I'm so tired. I don't feel like talking to anyone and I don't feel like writing, and if you don't feel like reading this stream-of-consciousness rant, I totally understand where you're coming from.
My best guess is that a lot of people in this country are disappointed today, a lot plus a few thousand are happy and hopeful, and a whole other segment of the population doesn't have a clue that anything interesting was going on. I imagine even all of the happy people were cross today because they stayed up late and didn't get enough sleep. But maybe that's just me.
Work was harder than usual today. In fact, of all the folks who came into the office, only two were pleasant. Those two came late this afternoon and were so nice that if I hadn't recognized them, I'd have been sure they were in the wrong place. The operative word of the day was cranky. But maybe that's just me.

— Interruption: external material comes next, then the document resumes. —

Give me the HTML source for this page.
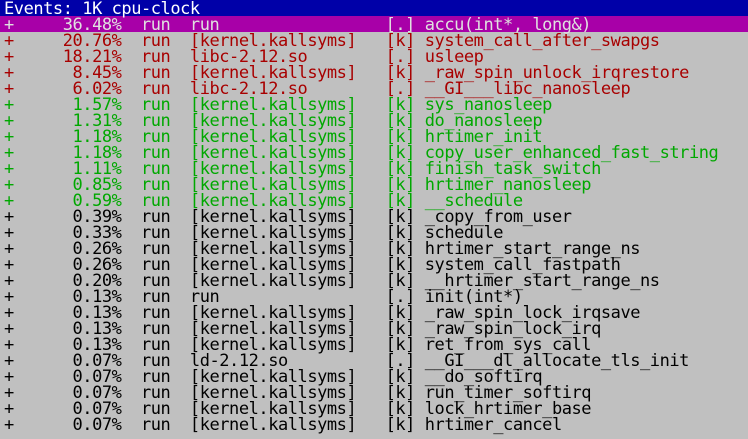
<!DOCTYPE html>
<html><head><meta charset="utf-8"><style>
html,body{margin:0;padding:0;background:#c0c0c0;width:748px;height:439px;overflow:hidden}
pre{margin:0;padding:0 0 0 4px;font-family:"DejaVu Sans Mono","Liberation Mono",monospace;font-size:17px;letter-spacing:-0.45px;line-height:18px;color:#000;white-space:pre}
.l{display:block;height:16px;margin-left:-4px;padding-left:4px;line-height:18px}
.h{background:#0000a8;color:#fff}
.s{background:#a800a8;color:#e0e0e0}
.r{color:#a80000}
.g{color:#00a800}
</style></head><body><pre><span class="l h">Events: 1K cpu-clock</span><span class="l s">+     36.48%  run  run                 [.] accu(int*, long&amp;)</span><span class="l r">+     20.76%  run  [kernel.kallsyms]   [k] system_call_after_swapgs</span><span class="l r">+     18.21%  run  libc-2.12.so        [.] usleep</span><span class="l r">+      8.45%  run  [kernel.kallsyms]   [k] _raw_spin_unlock_irqrestore</span><span class="l r">+      6.02%  run  libc-2.12.so        [.] __GI___libc_nanosleep</span><span class="l g">+      1.57%  run  [kernel.kallsyms]   [k] sys_nanosleep</span><span class="l g">+      1.31%  run  [kernel.kallsyms]   [k] do_nanosleep</span><span class="l g">+      1.18%  run  [kernel.kallsyms]   [k] hrtimer_init</span><span class="l g">+      1.18%  run  [kernel.kallsyms]   [k] copy_user_enhanced_fast_string</span><span class="l g">+      1.11%  run  [kernel.kallsyms]   [k] finish_task_switch</span><span class="l g">+      0.85%  run  [kernel.kallsyms]   [k] hrtimer_nanosleep</span><span class="l g">+      0.59%  run  [kernel.kallsyms]   [k] __schedule</span><span class="l">+      0.39%  run  [kernel.kallsyms]   [k] _copy_from_user</span><span class="l">+      0.33%  run  [kernel.kallsyms]   [k] schedule</span><span class="l">+      0.26%  run  [kernel.kallsyms]   [k] hrtimer_start_range_ns</span><span class="l">+      0.26%  run  [kernel.kallsyms]   [k] system_call_fastpath</span><span class="l">+      0.20%  run  [kernel.kallsyms]   [k] __hrtimer_start_range_ns</span><span class="l">+      0.13%  run  run                 [.] init(int*)</span><span class="l">+      0.13%  run  [kernel.kallsyms]   [k] _raw_spin_lock_irqsave</span><span class="l">+      0.13%  run  [kernel.kallsyms]   [k] _raw_spin_lock_irq</span><span class="l">+      0.13%  run  [kernel.kallsyms]   [k] ret_from_sys_call</span><span class="l">+      0.07%  run  ld-2.12.so          [.] __GI___dl_allocate_tls_init</span><span class="l">+      0.07%  run  [kernel.kallsyms]   [k] __do_softirq</span><span class="l">+      0.07%  run  [kernel.kallsyms]   [k] run_timer_softirq</span><span class="l">+      0.07%  run  [kernel.kallsyms]   [k] lock_hrtimer_base</span><span class="l">+      0.07%  run  [kernel.kallsyms]   [k] hrtimer_cancel</span></pre></body></html>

When I got home from work, Butch and Kadi barked their heads off as they waited for me to open the gate and let them into the living room. It wasn't excited, we're-so-happy-to-see-you barking, it was demanding. "You were 20 minutes late," they seemed to be saying, "Where the hell were you?" But maybe that's just me.
It might have been nicer if I'd skipped posting tonight and spared you this diatribe. Under normal circumstances, that's just what I'd have done. But this is November. I said I was gonna try to post something every day this month, and by golly I am. I'm writing it, I'm posting it, it's five paragraphs long now, it is what it is, and I think it'll do. But maybe that's just me.